The character who is beaten is Dominic Foy, played by Jason Bateman in the movie and Marc Warren on tv. Bateman gives a flashy tours de force performance as a sleazy C-list publicist. Warren's appearance is extended since he appears in five of the six segments. Warren is a cross between Malcolm McDowell and Wile E. Coyote. He also appeared as Dracula on British television. Bateman brings immediate vitality to his role; Warren's is more dragged out. The fact that it's cut down in the movie doesn't weaken the role; in fact, it sharpens it.
But there are changes and cuts that lessen the original. In the movie the editor of the newspaper is played by Helen Mirren; in the tv show the role is played by Bill Nighy. Mirren isn't given much to do except try to declare the changing status of newspapers. She's formidable, but the role is one-dimensional and doesn't allow her development.
In the tv version the remarkable Bill Nighy steals much of the show. He's a gem, just saying one word -- "rep-re-hen-sible." Or two words -- "how fey." He grimaces at how he said something fatuous. "Let's be fair, Stephen," he repeats with disdain.
Nighy snorts with amusement, is bemused, ponders, glowers and casts meaningful furtive glances. He's a wonderful performer squeezing something memorable out of every scene he's in. Like Jason Robards, Jr. in All the President's Men (1976), Nighy makes the role his own. Mirren -- as great an actress as she is -- only borrows it.
In the movie the editor's role is vastly diminished, but another interesting major character is totally cut. In the tv program James McAvoy adds flair as Dan Foster, the editor's wayward son. In striped shirts, and a quick grin, McAvoy joins up with Cal and Della as an important third investigative reporter. Both Nighy and McAvoy bring some key zest and intelligence that mis missing from the movie.
In the movie Rachel McAdams plays Della Frye, a blogger with the Washington newspaper, who is mentored by the intrepid old school journalist Cal. She's bright and perceptive. In the tv show Kelly Macdonald plays her -- she's named Della Smith in the original. Like John Simm, Kelly Macdonald is less immediately assertive than her movie counterpart. The length of the tv show allows her more time and room to evolve.
The direction of both versions is effective. The movie is directed by Kevin Macdonald, who directed The Last King of Scotland (2006) with McAvoy. He's able to capture the pulse of a thriller, although the big action scene in a garage is nothing new. This patented injection of action isn't even in the tv program.
David Yates directed the BBC series.

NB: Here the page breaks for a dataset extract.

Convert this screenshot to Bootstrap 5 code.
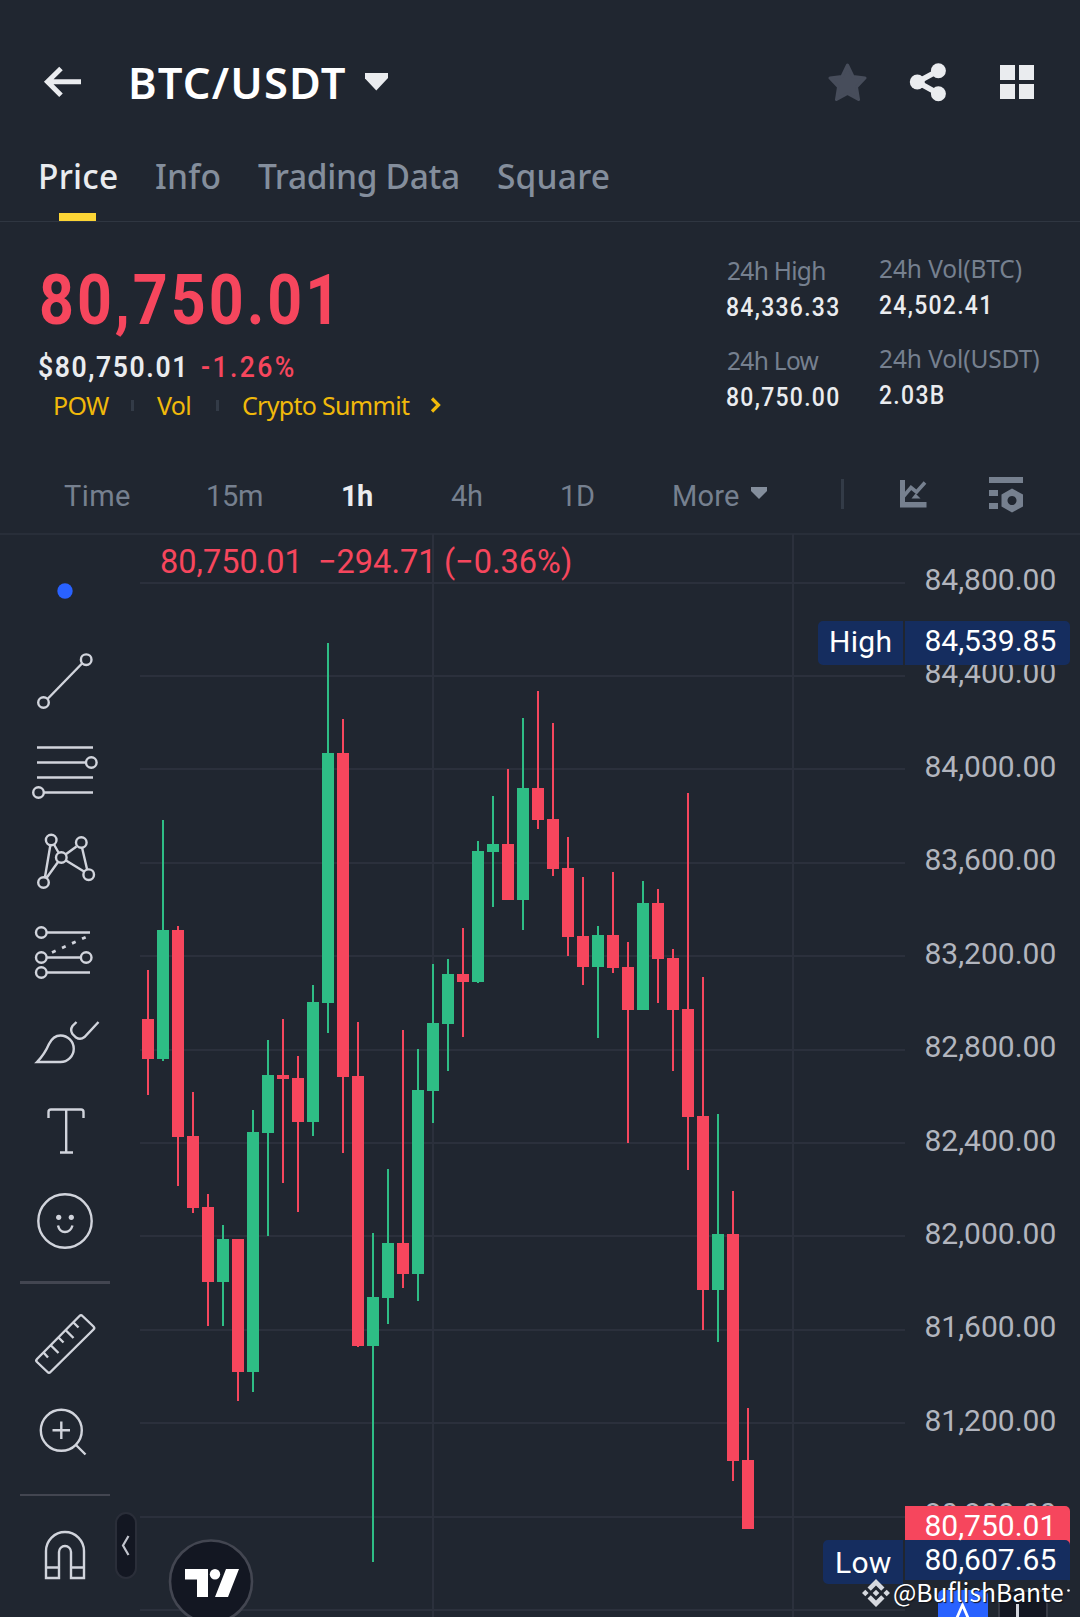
<!DOCTYPE html>
<html lang="en">
<head>
<meta charset="utf-8">
<meta name="viewport" content="width=device-width, initial-scale=1">
<title>BTC/USDT</title>
<link href="https://cdn.jsdelivr.net/npm/bootstrap@5.3.0/dist/css/bootstrap.min.css" rel="stylesheet">
<style>
:root{--bg:#202630;--ink:#eaecef;--muted:#848e9c;--dim:#76808f;--red:#f6465d;--green:#2ebd85;--gold:#f0b90b}
body{background:var(--bg);color:var(--ink);font-family:"Noto Sans","Open Sans",sans-serif;height:1617px;overflow:hidden;white-space:nowrap}
svg{display:block}
.num{font-family:Roboto,"Liberation Sans",sans-serif}
.topbar{height:116px;padding:47px 0 0 41px}
.pair{font-size:43.5px;font-weight:600;line-height:66px;color:#fff;width:237px;margin-left:45px;letter-spacing:1.15px}
.top-share{margin-left:40px}
.top-grid{margin:0 45px 0 51px}
.tabs{height:106px;padding-left:38px;border-bottom:1px solid #2f3641}
.tabs a{font-size:33.5px;font-weight:500;line-height:46px;padding-top:37px;color:var(--muted);text-decoration:none;letter-spacing:.2px}
.tabs a:nth-child(1){width:117px}
.tabs a:nth-child(2){width:103px}
.tabs a:nth-child(3){width:239px;letter-spacing:-.33px}
.tabs a.active{color:var(--ink)}
.tabs a.active::after{content:"";display:block;width:37px;height:8px;background:#fcd535;margin:14px 0 0 21px}
.ticker{height:244px;padding-left:38px}
.col-price{width:688px}
.col-range{width:153px;padding-top:31px}
.col-vol{padding-top:29px}
.din{display:inline-block;transform:scaleX(.9);transform-origin:0 50%}
.last{font-size:70px;font-weight:700;line-height:82px;color:var(--red);margin-top:37px}
.last .din{transform:scaleX(.87);letter-spacing:3.44px;margin-left:1px}
.fiat{font-size:29.5px;font-weight:600;line-height:34px;margin-top:9px}
.fiat .din{letter-spacing:1.75px}
.fiat-usd{width:163px}
.fiat .change{color:var(--red);font-weight:500;letter-spacing:2.7px}
.tags{font-size:25px;line-height:36px;color:var(--gold);padding-left:15px;margin-top:3px;letter-spacing:-.69px}
.tags i{width:3px;height:11px;background:#333b47}
.tag-a{width:78px}
.tag-b{width:59px;margin-left:23px}
.tag-c{width:188px;margin-left:23px}
.stat{font-size:24.5px;line-height:35px;height:90px}
.stat .k{color:var(--dim);letter-spacing:-.1px}
.col-range .k{letter-spacing:-.7px;padding-left:1px}
.stat .num{font-size:25.5px;line-height:38px}
.stat .din{letter-spacing:1.45px;font-weight:500}
.frames{height:67px;padding:10px 0 0 64px;font-size:29px;line-height:40px;color:var(--dim);letter-spacing:.2px}
.frames .w1{width:142px;letter-spacing:.4px}.frames .w2{width:135px;letter-spacing:-.3px}.frames .w3{width:110px;color:var(--ink);font-weight:700;letter-spacing:-.64px}.frames .w4{width:109px;letter-spacing:-.3px}.frames .w5{width:112px;letter-spacing:-.3px}.frames .w6{width:78px}
.split{margin-left:73px}.ico-ind{margin-left:53px}.ico-set{margin-left:57px}
.stage{height:1084px}
.tools{width:140px}
.tools hr{width:90px;height:3px;margin:15px 0 15px 20px;border:0;opacity:1;background:#434651}
.tools hr.thin{height:2px}
.pill{left:115px;top:979px}
.mark-text{font-family:"Noto Sans CJK SC","Noto Sans",sans-serif}
</style>
</head>
<body>
<header>
  <div class="topbar d-flex align-items-center">
    <svg width="42" height="40" viewBox="41 62 42 40" fill="none" stroke="#eaecef" stroke-width="5"><path d="M81 81.700H48M61 68.500 47.500 81.700 61 95.200"/></svg>
    <div class="pair">BTC/USDT</div>
    <svg width="26" height="20" viewBox="365 71 26 20"><path fill="#eaecef" d="M364.500 72h23.500v5L376.300 89.500l-11.800-12.500z"/></svg>
    <svg class="ms-auto" width="40" height="42" viewBox="828 61 40 42"><path fill="#474d5b" stroke="#474d5b" stroke-width="3" stroke-linejoin="round" d="m847.500 65 5.500 11.500 12 1.500-8.500 9 2 12.500-11-6-11 6 2-12.500-8.500-9 12-1.500z"/></svg>
    <svg class="top-share" width="40" height="42" viewBox="908 60 40 42" fill="#eaecef"><path d="M938.400 69.700 917.300 81l21.100 11.700" fill="none" stroke="#eaecef" stroke-width="5.500"/><circle cx="938.400" cy="69.700" r="7.500"/><circle cx="917.300" cy="81" r="7.500"/><circle cx="938.400" cy="92.700" r="7.500"/></svg>
    <svg class="top-grid" width="36" height="36" viewBox="999 63 36 36" fill="#eaecef"><path d="M1000 64h15v15h-15zM1019 64h15v15h-15zM1000 83h15v15h-15zM1019 83h15v15h-15z"/></svg>
  </div>
  <nav class="tabs d-flex">
    <a class="active" href="#">Price</a>
    <a href="#">Info</a>
    <a href="#">Trading Data</a>
    <a href="#">Square</a>
  </nav>
</header>
<section class="ticker d-flex">
  <div class="col-price">
    <div class="last num"><span class="din">80,750.01</span></div>
    <div class="fiat num d-flex"><div class="fiat-usd"><span class="din">$80,750.01</span></div><span class="din change">-1.26%</span></div>
    <div class="tags d-flex align-items-center"><span class="tag-a">POW</span><i></i><span class="tag-b">Vol</span><i></i><span class="tag-c">Crypto Summit</span>
      <svg width="12" height="18" viewBox="431 397 12 18" fill="none" stroke="#f0b90b" stroke-width="3.200"><path d="m433 399.500 6.500 6.500-6.500 6.500"/></svg></div>
  </div>
  <div class="col-range">
    <div class="stat"><div class="k">24h High</div><div class="num"><span class="din">84,336.33</span></div></div>
    <div class="stat"><div class="k">24h Low</div><div class="num"><span class="din">80,750.00</span></div></div>
  </div>
  <div class="col-vol">
    <div class="stat"><div class="k">24h Vol(BTC)</div><div class="num"><span class="din">24,502.41</span></div></div>
    <div class="stat"><div class="k">24h Vol(USDT)</div><div class="num"><span class="din">2.03B</span></div></div>
  </div>
</section>
<nav class="frames num d-flex">
  <span class="w1">Time</span><span class="w2">15m</span><span class="w3">1h</span><span class="w4">4h</span><span class="w5">1D</span><span class="w6">More</span>
  <svg width="18" height="40" viewBox="750 476 18 40"><path fill="#848e9c" d="M751 487h16v4l-8 8-8-8z"/></svg>
  <svg class="split" width="4" height="40" viewBox="842 476 4 40"><path fill="#333b47" d="M842 479h3v30h-3z"/></svg>
  <svg class="ico-ind" width="32" height="40" viewBox="900 476 32 40" fill="#76808f"><path d="M902 480h5v22h21.500v5.500H902z"/><path d="m905 497 8-9.500 5.500 4.500 8.500-9.500" fill="none" stroke="#76808f" stroke-width="3.600"/><path d="m917.500 493.500 5 5h-9z"/></svg>
  <svg class="ico-set" width="38" height="40" viewBox="989 476 38 40" fill="#76808f"><path d="M991 477h34v6h-34zM991 490h9v6h-9zM991 503h9v6h-9z"/><path fill-rule="evenodd" d="M1014 488.500 1025 494.500v12l-11 6-10.500-6v-12zM1014 496a4.500 4.500 0 1 0 .01 0z"/></svg>
</nav>
<main class="stage d-flex position-relative">
  <aside class="tools flex-shrink-0">
    <svg width="140" height="103" viewBox="0 533 140 103"><path fill="#282e39" d="M0 532h140v3H0z"/><circle cx="65" cy="591" r="7.700" fill="#2962ff"/></svg>
    <svg width="140" height="630" viewBox="0 636 140 630" fill="none" stroke="#d1d4dc" stroke-width="2.400">
      <path d="m47.500 699 35-36"/><circle cx="86.200" cy="659.700" r="5.300"/><circle cx="43.500" cy="702.500" r="5.300"/>
      <path d="M37 747.500h56M37 762.500h49M37 777.500h56M44 792.500h49"/><circle cx="91.300" cy="762.500" r="5.300"/><circle cx="38.500" cy="792.500" r="5.300"/>
      <path d="m54 844.500 4.500 8M65.500 854.500l11-8M82 847.500l5 21.500M66 860.500l18 11M58 862 46.500 878M50.300 845.500 45 877"/><circle cx="51.200" cy="840" r="5.300"/><circle cx="81.300" cy="842.500" r="5.300"/><circle cx="61.300" cy="857.500" r="5.300"/><circle cx="43.500" cy="882.500" r="5.300"/><circle cx="88.700" cy="874.700" r="5.300"/>
      <path d="M46.500 932.500H90M46.500 957.500H81M46.500 972.500H90"/><path d="m52 952.500 34-15.500" stroke-width="2.800" stroke-dasharray="4 7"/><circle cx="41.300" cy="932.500" r="5.300"/><circle cx="41.300" cy="957.500" r="5.300"/><circle cx="86.200" cy="957.500" r="5.300"/><circle cx="41.300" cy="972.500" r="5.300"/>
      <path d="M37 1062c7-7 9-11 12-18 3-6 7-8.500 11.500-8.500a13.200 13.200 0 0 1 0 26.500zM76.500 1022l-4 4c-2 3-2 5 0 8l3.500 3.500c3 2 6 1.500 8.500-.5l14-15"/>
      <path d="M48.500 1118v-6q0-2.500 2.500-2.500h30q2.500 0 2.500 2.500v6M66.200 1109.500v42.500M60 1152.500h13"/>
      <circle cx="65" cy="1221" r="26.700"/><path d="M58 1225.500q1.500 6.500 7 6.500t7.500-6.500"/><g fill="#d1d4dc" stroke="none"><circle cx="58.700" cy="1217.300" r="2.600"/><circle cx="71.300" cy="1217.300" r="2.600"/></g>
    </svg>
    <hr>
    <svg width="140" height="180" viewBox="0 1299 140 180" fill="none" stroke="#d1d4dc" stroke-width="2.400">
      <path stroke-linejoin="round" d="M79.500 1316q1.500-1.500 3 0l11 10.500q1.500 1.500 0 3L50.500 1372q-1.500 1.500-3 0l-10.500-10q-1.500-1.500 0-3zM44 1353l4 4.500M51 1345.500l7.500 7.500M59 1338l4.500 4.500M66 1330.500l7.500 7.500M74 1323l4.500 4.500"/>
      <circle cx="61.300" cy="1430.300" r="20.500"/><path d="M52.500 1430.300h17.500M61.300 1421.500v17.500M76 1445l9.500 9.500"/>
    </svg>
    <hr class="thin">
    <svg width="140" height="106" viewBox="0 1511 140 106" fill="none" stroke="#d1d4dc" stroke-width="2.400"><path d="M46 1578v-27a19 19 0 0 1 38 0v27H71v-26a6 6 0 0 0-12 0v26zM46 1567.500h13M71 1567.500h13"/></svg>
  </aside>
  <svg class="num flex-shrink-0" width="940" height="1084" viewBox="140 533 940 1084">
    <path fill="#282e39" d="M140 532h940v3H140z"/>
    <g fill="#2b303c">
      <path d="M140 582h765v2H140zM140 675h765v2H140zM140 768h765v2H140zM140 862h765v2H140zM140 955h765v2H140zM140 1049h765v2H140zM140 1142h765v2H140zM140 1235h765v2H140zM140 1329h765v2H140zM140 1422h765v2H140zM140 1516h765v2H140zM140 1609h765v2H140z"/>
      <path d="M432 534h2v1083h-2zM792 534h2v1083h-2z"/>
    </g>
    <g id="candles"></g>
    <g font-size="32.500" fill="#f6465d"><text x="160" y="573">80,750.01</text><text x="318" y="573">−294.71</text><text x="444" y="573">(−0.36%)</text></g>
    <g font-size="30" fill="#b2b5be">
      <text x="924.500" y="590">84,800.00</text><text x="924.500" y="683">84,400.00</text><text x="924.500" y="777">84,000.00</text><text x="924.500" y="870">83,600.00</text><text x="924.500" y="964">83,200.00</text><text x="924.500" y="1057">82,800.00</text><text x="924.500" y="1151">82,400.00</text><text x="924.500" y="1244">82,000.00</text><text x="924.500" y="1337">81,600.00</text><text x="924.500" y="1431">81,200.00</text><text x="924.500" y="1524">80,800.00</text>
    </g>
    <g fill="#152d5f"><path d="M903 621v44h-80a5 5 0 0 1-5-5v-34a5 5 0 0 1 5-5zM905 621h160a5 5 0 0 1 5 5v34a5 5 0 0 1-5 5H905z"/></g>
    <path fill="#f6465d" d="M905 1506h160a5 5 0 0 1 5 5v34H905z"/>
    <path fill="#152d5f" d="M903 1540v44h-75a5 5 0 0 1-5-5v-34a5 5 0 0 1 5-5zM905 1540h160a5 5 0 0 1 5 5v35H905z"/>
    <g font-size="30" fill="#fff"><text x="829" y="652" letter-spacing=".3">High</text><text x="924.500" y="651">84,539.85</text><text x="924.500" y="1536">80,750.01</text><text x="835" y="1573" letter-spacing=".3">Low</text><text x="924.500" y="1570">80,607.65</text></g>
    <circle cx="211" cy="1581.500" r="41" fill="#131722" stroke="#434651" stroke-width="2.600"/>
    <path fill="#fff" d="M185 1569h23v28h-11v-17.500h-12zM226 1569h13l-11 28h-13z"/><circle cx="215" cy="1574.300" r="5.200" fill="#fff"/>
    <path fill="#2962ff" d="M938 1617v-22a5 5 0 0 1 5-5h40a5 5 0 0 1 5 5v22z"/>
    <path fill="#131722" stroke="#363a45" stroke-width="2" d="M999 1620v-25q0-4 4-4h40q4 0 4 4v25z"/>
    <path fill="none" stroke="#fff" stroke-width="2.800" d="m956 1620 6.500-15 6.500 15"/><path fill="#d1d4dc" d="M1016 1604h3v13h-3z"/>
    <g fill="#d6d9df"><path d="m876 1579 8.500 8.500-3.300 3.300-5.200-5.200-5.200 5.200-3.300-3.300zM876 1607l8.500-8.500-3.300-3.300-5.200 5.200-5.200-5.200-3.300 3.300zM876 1589.700l3.300 3.300-3.300 3.300-3.300-3.300zM865.300 1589.700l3.300 3.300-3.300 3.300-3.300-3.300zM886.700 1589.700l3.300 3.300-3.300 3.300-3.300-3.300z"/></g>
    <text class="mark-text" font-size="24.700" x="893" y="1602" fill="#fff" style="text-shadow:1px 1px 1px #10131a">@BuflishBante</text>
    <circle cx="1068.500" cy="1590.500" r="1.300" fill="#fff"/>
  </svg>
  <svg class="pill position-absolute" width="22" height="68" viewBox="0 0 22 68"><rect x="1" y="1" width="20" height="65" rx="10" fill="#131722" stroke="#2a2e39" stroke-width="2"/><path d="m13.500 24-5.500 9.500 5.500 9.500" fill="none" stroke="#c1c4cd" stroke-width="2.200"/></svg>
</main>
<script src="https://cdn.jsdelivr.net/npm/bootstrap@5.3.0/dist/js/bootstrap.bundle.min.js"></script>
<script>
// One hourly candle per row: direction, wick top, body top, body bottom, wick bottom
const candles = [
['r',970,1019,1059,1095],['g',820,930,1059,1061],['r',926,930,1137,1186],['r',1092,1136,1208,1213],['r',1194,1207,1282,1326],
['g',1225,1239,1282,1326],['r',1239,1239,1372,1401],['g',1110,1132,1372,1392],['g',1040,1075,1133,1236],['r',1019,1075,1079,1183],
['r',1056,1078,1122,1212],['g',985,1002,1122,1136],['g',643,753,1003,1033],['r',719,753,1077,1153],['r',1022,1076,1346,1347],
['g',1233,1297,1346,1562],['g',1169,1243,1298,1324],['r',1030,1243,1274,1288],['g',1049,1090,1274,1301],['g',964,1023,1091,1123],
['g',959,974,1024,1071],['r',928,974,982,1037],['g',841,851,982,983],['g',796,844,852,907],['r',769,844,900,900],
['g',718,788,900,930],['r',691,788,820,829],['r',723,819,869,876],['r',837,868,937,956],['r',877,936,967,985],
['g',926,935,967,1038],['r',872,935,968,973],['r',942,967,1010,1143],['g',881,903,1010,1010],['r',889,903,959,1003],
['r',949,958,1010,1071],['r',793,1009,1117,1170],['r',977,1116,1290,1330],['g',1114,1234,1290,1342],['r',1191,1234,1461,1481],
['r',1408,1460,1529,1529]];
const fill = {r: '#f6465d', g: '#2ebd85'};
document.getElementById('candles').innerHTML = candles.map(([d, wt, bt, bb, wb], i) => {
  const x = 142 + 15 * i;
  return `<path fill="${fill[d]}" d="M${x} ${bt}h12V${bb}h-12zM${x + 5} ${wt}h2V${wb}h-2z"/>`;
}).join('');
</script>
</body>
</html>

He also directed the character-driven, offbeat, very liberal The Girl in the Cafe (2005) for tv, starring Nighy and Macdonald. Yates's movie career is on major ascendancy, since he directed Harry Potter and the Order of the Phoenix (2007), and is doing the next three in the series.
Both Macdonald and Yates are directors who emphasize humanity, but Yates is given more to work with by his writer.
Paul Abbott, who created and wrote the BBC program, is an executive producer of the American film. He was the sole writer credited for the British series.
The American movie has three veteran writers, and once again too many bakers spoil the pretzel. They're too cute by three.
The three writers like to push beyond reality and seem smitten with flashbacks and time warps in their past work. Matthew Michael Carnahan wrote the lame Lions for Lambs (2007), Tony Gilroy wrote the duplicitous Duplicity (2009), and Billy Ray did the screenplay for Shattered Glass (2003). The three do a tango of trickery.
The movie changes some names, which seems pointless. The reporter Della Smith (not an American name?) becomes Della Frye. The editor's name is changed from Cameron Foster to Cameron Lynne (Lynne is a better surname for Helen Mirren?). And DCI William Bell becomes Detective Donald Bell. You really made your money, writer guys.
However the writers do make some promising strides to reveal the venal pressures that contemporary society has inflicted on the media, and the craven power of corporations. They create strong American dialogue. Their Americanizing of the British program has potential to strike a major blow for quality and integrity in American culture. They come so close.
But then they veer off course. The movie seems to come to a satisfactory conclusion, but suddenly it starts up again and adds a twist. A thriller should not lurch at the end.
The writers take a conventional path to easy resolution. What should have been a thought-provoking conclusion is replaced by a gimmicky trick ending. Provocative themes are thrown away with the twisty plot.
One applauds the movie's attention to the state of newspapers, but the movie's most crucial theme is thrown away.
The British tv program's denouement ended with Cal McAffrey, emotionally spent, standing in the press room watching the printing machines roll. It was a perfect ending.
The movie tries to pay a little obeisance to this idea after the movie's story is over by having footage of the presses running as the final credits roll. But it seems more an afterthought than the tv program's essence.
The movie plays the Hollywood game. Hollywood's deck always seems to have a joker. The BBC version doesn't shut down its intelligence.
For that reason alone, the original State of Play is superior.